Tool: Use our Haversine Distance Calculator for great-circle distance calculations.

7. Consider Elevation Changes

Latitude and longitude are horizontal (2D) measurements. For 3D distance (e.g., hiking trails, aircraft paths), you must also account for elevation changes. Use the Pythagorean theorem to combine horizontal and vertical distances:

Total Distance = √(Horizontal Distance² + Vertical Distance²)

Example: If two points are 10 km apart horizontally and 1 km apart vertically, the total distance is:

√(10² + 1²) = √101 ≈ 10.05 km

8. Use GPS and GIS Tools for Validation

For real-world applications, validate your calculations using GPS devices or GIS software like:

  • Google Earth: Measure distances between points using the ruler tool.
  • QGIS: Open-source GIS software for advanced geospatial analysis.
  • GPS Devices: Garmin, Magellan, or smartphone apps (e.g., Gaia GPS, AllTrails).

Interactive FAQ

Why is the distance per degree of latitude constant, while longitude varies?

Latitude lines (parallels) are circles of varying size, but they are all spaced equally apart as you move north or south. The distance between each degree of latitude is nearly constant because the Earth's shape (an oblate spheroid) changes very little in the north-south direction. In contrast, longitude lines (meridians) converge at the poles, so the distance between degrees of longitude decreases as you move away from the equator. At the equator, 1° of longitude ≈ 111.32 km, but at 60° latitude, it’s only ~55.8 km.

How accurate is the 111,139 meters per degree value?

The value 111,139 meters per degree is based on the Earth's mean radius (6,371 km) and is accurate to within ~0.5% for most practical purposes. For higher precision, use ellipsoidal models like WGS84, which account for the Earth's flattening at the poles. For example, at the equator, 1° of latitude is ~110,574 meters, while at the poles, it’s ~111,694 meters. The mean value is a good approximation for most applications, but for geodesy or satellite positioning, more precise models are necessary.

Can I use this calculator for longitude conversions?

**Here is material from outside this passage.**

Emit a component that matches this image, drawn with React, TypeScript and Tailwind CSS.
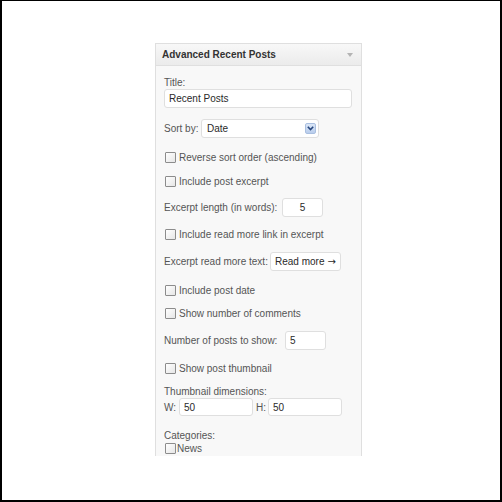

No, this calculator is specifically for latitude (north-south) conversions. The distance per degree of longitude varies with latitude due to the Earth's curvature. To convert longitude to meters, you must multiply by the cosine of the latitude. For example, at 40° N, 1° of longitude ≈ 111.32 km × cos(40°) ≈ 85.4 km. Use a dedicated longitude-to-distance calculator or the haversine formula for combined latitude/longitude calculations.

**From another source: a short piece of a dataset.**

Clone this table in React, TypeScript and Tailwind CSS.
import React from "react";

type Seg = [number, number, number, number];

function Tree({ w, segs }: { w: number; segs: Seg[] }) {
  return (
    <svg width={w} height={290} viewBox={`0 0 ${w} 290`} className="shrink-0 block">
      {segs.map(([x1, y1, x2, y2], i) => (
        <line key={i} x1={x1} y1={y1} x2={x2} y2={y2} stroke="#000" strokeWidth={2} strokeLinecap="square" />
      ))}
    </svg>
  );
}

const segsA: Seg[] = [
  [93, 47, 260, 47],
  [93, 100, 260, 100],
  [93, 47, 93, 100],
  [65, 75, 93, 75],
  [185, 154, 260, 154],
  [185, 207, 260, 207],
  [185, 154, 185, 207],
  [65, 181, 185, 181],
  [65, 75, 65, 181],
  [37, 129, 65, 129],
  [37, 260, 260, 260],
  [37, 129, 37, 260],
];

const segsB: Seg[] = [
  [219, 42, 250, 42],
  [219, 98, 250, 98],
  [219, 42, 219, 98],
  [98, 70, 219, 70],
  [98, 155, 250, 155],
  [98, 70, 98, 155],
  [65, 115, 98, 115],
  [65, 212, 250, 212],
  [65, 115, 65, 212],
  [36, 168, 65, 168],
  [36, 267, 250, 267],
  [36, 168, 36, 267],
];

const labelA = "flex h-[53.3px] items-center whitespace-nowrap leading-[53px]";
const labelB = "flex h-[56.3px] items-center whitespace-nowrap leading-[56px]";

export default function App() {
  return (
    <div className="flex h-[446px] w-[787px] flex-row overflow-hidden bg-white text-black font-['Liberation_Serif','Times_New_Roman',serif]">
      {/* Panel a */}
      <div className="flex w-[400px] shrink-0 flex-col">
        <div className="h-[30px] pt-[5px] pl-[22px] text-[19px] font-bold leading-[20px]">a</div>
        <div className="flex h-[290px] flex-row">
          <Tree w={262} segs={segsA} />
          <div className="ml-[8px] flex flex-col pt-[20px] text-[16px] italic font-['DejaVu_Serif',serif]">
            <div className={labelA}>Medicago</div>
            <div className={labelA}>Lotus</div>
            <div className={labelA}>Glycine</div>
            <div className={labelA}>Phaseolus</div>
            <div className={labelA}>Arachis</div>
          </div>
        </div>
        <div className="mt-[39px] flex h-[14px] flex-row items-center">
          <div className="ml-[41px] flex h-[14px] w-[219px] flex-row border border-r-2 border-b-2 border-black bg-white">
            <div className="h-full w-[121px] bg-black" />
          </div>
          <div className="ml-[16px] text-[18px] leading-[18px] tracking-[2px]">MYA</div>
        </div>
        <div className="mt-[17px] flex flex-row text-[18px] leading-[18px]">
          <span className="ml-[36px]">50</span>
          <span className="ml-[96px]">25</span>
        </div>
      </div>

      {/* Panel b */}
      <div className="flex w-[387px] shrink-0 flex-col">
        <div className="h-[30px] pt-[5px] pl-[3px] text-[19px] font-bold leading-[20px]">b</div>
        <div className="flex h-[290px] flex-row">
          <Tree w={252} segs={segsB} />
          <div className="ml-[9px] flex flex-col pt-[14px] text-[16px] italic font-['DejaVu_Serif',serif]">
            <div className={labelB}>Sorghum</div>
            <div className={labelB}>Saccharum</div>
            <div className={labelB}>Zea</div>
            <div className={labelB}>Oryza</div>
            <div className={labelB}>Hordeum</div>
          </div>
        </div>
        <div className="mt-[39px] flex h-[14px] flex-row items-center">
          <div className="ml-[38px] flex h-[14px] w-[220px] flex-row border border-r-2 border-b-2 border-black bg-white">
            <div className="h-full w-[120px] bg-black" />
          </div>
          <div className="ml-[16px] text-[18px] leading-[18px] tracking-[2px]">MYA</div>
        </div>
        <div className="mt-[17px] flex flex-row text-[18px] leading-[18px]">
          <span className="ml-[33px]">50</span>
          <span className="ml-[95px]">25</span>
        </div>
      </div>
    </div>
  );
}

What is the difference between a degree, minute, and second of latitude?

Degrees, minutes, and seconds (DMS) are units of angular measurement used in geography and astronomy:

  • 1 Degree (°): 1/360th of a full circle. There are 360 degrees in a circle (e.g., the Earth's circumference).
  • 1 Minute ('): 1/60th of a degree. There are 60 minutes in a degree.
  • 1 Second ("): 1/60th of a minute. There are 60 seconds in a minute and 3,600 seconds in a degree.
In terms of distance:
  • 1° of latitude ≈ 111.139 km
  • 1' (minute) of latitude ≈ 1.852 km (1 nautical mile)
  • 1" (second) of latitude ≈ 30.872 meters

How do I convert decimal degrees to degrees, minutes, and seconds?

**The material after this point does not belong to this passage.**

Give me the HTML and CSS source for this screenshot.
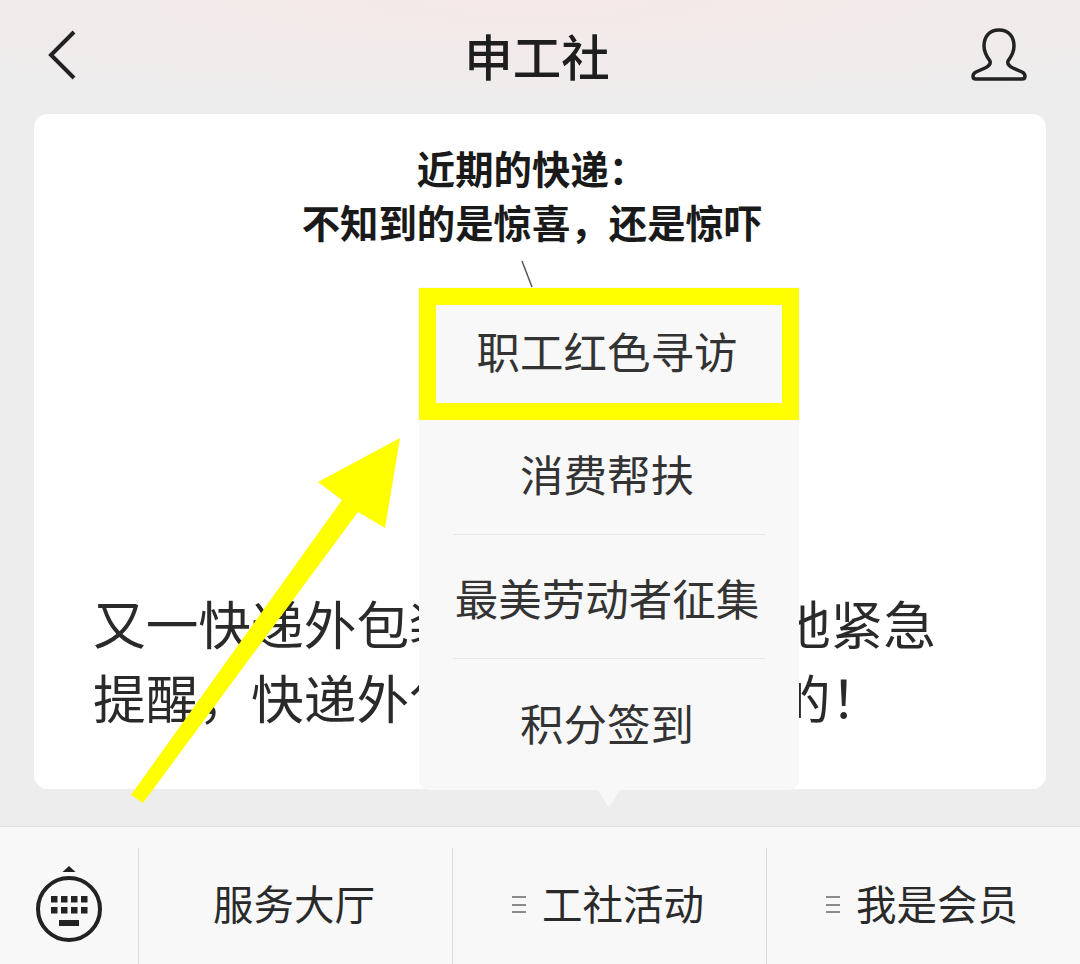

To convert decimal degrees (DD) to degrees, minutes, and seconds (DMS):

  1. Degrees: Take the integer part of the decimal degrees. For example, 45.5125° → 45°.
  2. Minutes: Multiply the remaining decimal by 60. For 45.5125°: 0.5125 × 60 = 30.75'. Take the integer part (30').
  3. Seconds: Multiply the remaining decimal minutes by 60. For 30.75': 0.75 × 60 = 45".

Example: 45.5125° = 45° 30' 45"

Formula: D = Integer part of DD
M = (DD - D) × 60 → Integer part
S = ((DD - D) × 60 - M) × 60

Why is 1 minute of latitude equal to 1 nautical mile?

A nautical mile is defined as exactly 1,852 meters, which is the average length of 1 minute of latitude on the Earth's surface. This definition was standardized in 1929 by the International Extraordinary Hydrographic Conference and is used universally in maritime and aviation navigation. The relationship is based on the Earth's geometry: since there are 360 degrees in a circle and 60 minutes in a degree, the Earth's circumference is 360 × 60 = 21,600 minutes of latitude. Dividing the Earth's polar circumference (40,075 km) by 21,600 gives ~1.852 km (1,852 meters) per minute of latitude.

How does altitude affect latitude-to-meter conversions?

Altitude (height above sea level) has a negligible effect on latitude-to-meter conversions for most practical purposes. Latitude is an angular measurement from the Earth's center, so it is independent of altitude. However, if you are measuring distances on the Earth's surface (e.g., between two points at different elevations), you must account for the 3D distance using the Pythagorean theorem. For example, if two points are 10 km apart horizontally and 1 km apart vertically, the total distance is ~10.05 km. For most applications (e.g., navigation, surveying), the horizontal distance (based on latitude/longitude) is sufficient, and altitude is treated separately.